Rewind takes a look at past Musicwhore.org reviews to see how they hold up today. The albums featured on Rewind were part of my collection, then sold for cash only to be reacquired later.
Once again, quantity trumped quality, this time with my review for Relationship of Command by At the Drive-In.
Given its length and lack of opinion, the review did nothing more than meet a quota. By the time I got around to writing about the album, the band had broken up.
(Now that I’m writing about them again, they’ve just released a new album. Of course, I’m writing this entry beforehand, so I haven’t heard it yet.)
I picked up Relationship of Command because I had listened to a few tracks at a Tower Records listening station, and I was struck by how much At the Drive-In reminded me of NUMBER GIRL, which I mention in the review.
To be honest, it couldn’t dislodge all the Japanese indie rock that monopolized my car CD player. NUMBER GIRL, SUPERCAR, Cocco and Shiina Ringo released career-making albums in 2000, and the fact At the Drive-In didn’t sing in Japanese was a strike against them.

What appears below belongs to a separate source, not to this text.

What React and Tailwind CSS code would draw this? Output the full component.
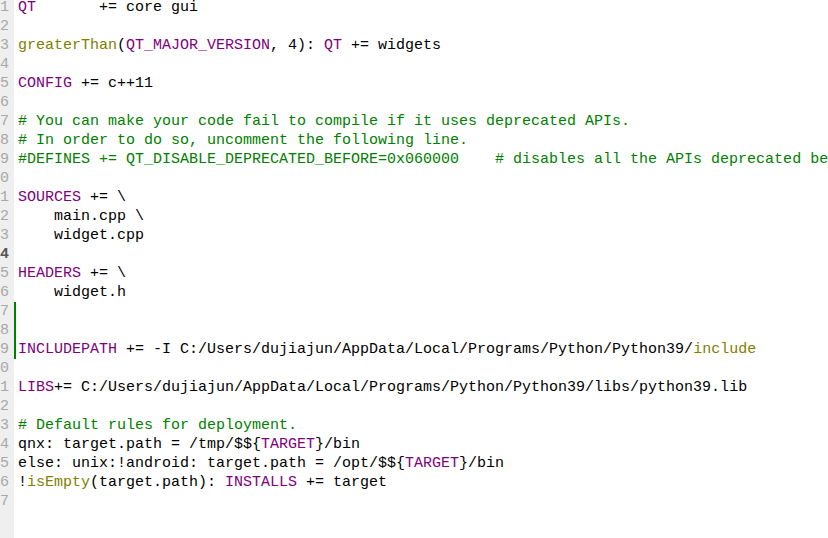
import React from "react";

const K = "text-[#800080]"; // variables / keywords
const F = "text-[#808000]"; // functions
const C = "text-[#008000]"; // comments

const lines = [
  [["QT", K], ["       += core gui"]],
  [],
  [["greaterThan", F], ["("], ["QT_MAJOR_VERSION", K], [", 4): "], ["QT", K], [" += widgets"]],
  [],
  [["CONFIG", K], [" += c++11"]],
  [],
  [["# You can make your code fail to compile if it uses deprecated APIs.", C]],
  [["# In order to do so, uncomment the following line.", C]],
  [["#DEFINES += QT_DISABLE_DEPRECATED_BEFORE=0x060000    # disables all the APIs deprecated before Qt 6.0.0", C]],
  [],
  [["SOURCES", K], [" += \\"]],
  [["    main.cpp \\"]],
  [["    widget.cpp"]],
  [],
  [["HEADERS", K], [" += \\"]],
  [["    widget.h"]],
  [],
  [],
  [["INCLUDEPATH", K], [" += -I C:/Users/dujiajun/AppData/Local/Programs/Python/Python39/"], ["include", F]],
  [],
  [["LIBS", K], ["+= C:/Users/dujiajun/AppData/Local/Programs/Python/Python39/libs/python39.lib"]],
  [],
  [["# Default rules for deployment.", C]],
  [["qnx: target.path = /tmp/$${"], ["TARGET", K], ["}/bin"]],
  [["else: unix:!android: target.path = /opt/$${"], ["TARGET", K], ["}/bin"]],
  [["!"], ["isEmpty", F], ["(target.path): "], ["INSTALLS", K], [" += target"]],
  [],
];

const changed = [17, 18, 19];
const current = 14;

export default function App() {
  return (
    <div
      className="w-[828px] h-[538px] bg-white flex overflow-hidden text-[15px] leading-[19px]"
      style={{ fontFamily: '"Liberation Mono", "DejaVu Sans Mono", monospace' }}
    >
      {/* Line number gutter */}
      <div className="w-[14px] shrink-0 bg-[#efefef] overflow-hidden">
        <div className="-mt-[2.5px]">
          {lines.map((_, i) => {
            const n = i + 1;
            return (
              <div
                key={n}
                className={
                  "flex justify-end pr-[5px] whitespace-nowrap h-[19px] " +
                  (n === current ? "text-[#555] font-bold" : "text-[#a8a8a8]")
                }
              >
                {n}
              </div>
            );
          })}
        </div>
      </div>
      {/* Change marker */}
      <div className="w-[4px] shrink-0">
        <div className="-mt-[2.5px]">
          {lines.map((_, i) => (
            <div key={i} className="h-[19px] flex">
              <div className={"w-[2px] " + (changed.includes(i + 1) ? "bg-[#008000]" : "")} />
            </div>
          ))}
        </div>
      </div>
      {/* Code */}
      <div className="flex-1 overflow-hidden">
        <div className="-mt-[2.5px]">
          {lines.map((segs, i) => (
            <div key={i} className="h-[19px] whitespace-pre text-black">
              {segs.map(([t, cls], j) => (
                <span key={j} className={cls}>
                  {t}
                </span>
              ))}
            </div>
          ))}
        </div>
      </div>
    </div>
  );
}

Relationship of Command is also an album that I can’t queue for casual listening. It screams for attention — quite literally — and it’s tough not to get immersed in all that agitation. When it came time for a collection purge, it was a prime candidate.
Oddly enough, I started to miss the album. Despite not internalizing it as thoroughly as, well, NUMBER GIRL, I felt a bit of regret having let it go.
So when I spotted it at a Friends of the Seattle Public Library Book Sale, I brought it back into the fold.
It’s still not an album I can play casually, but I’m not holding that against it.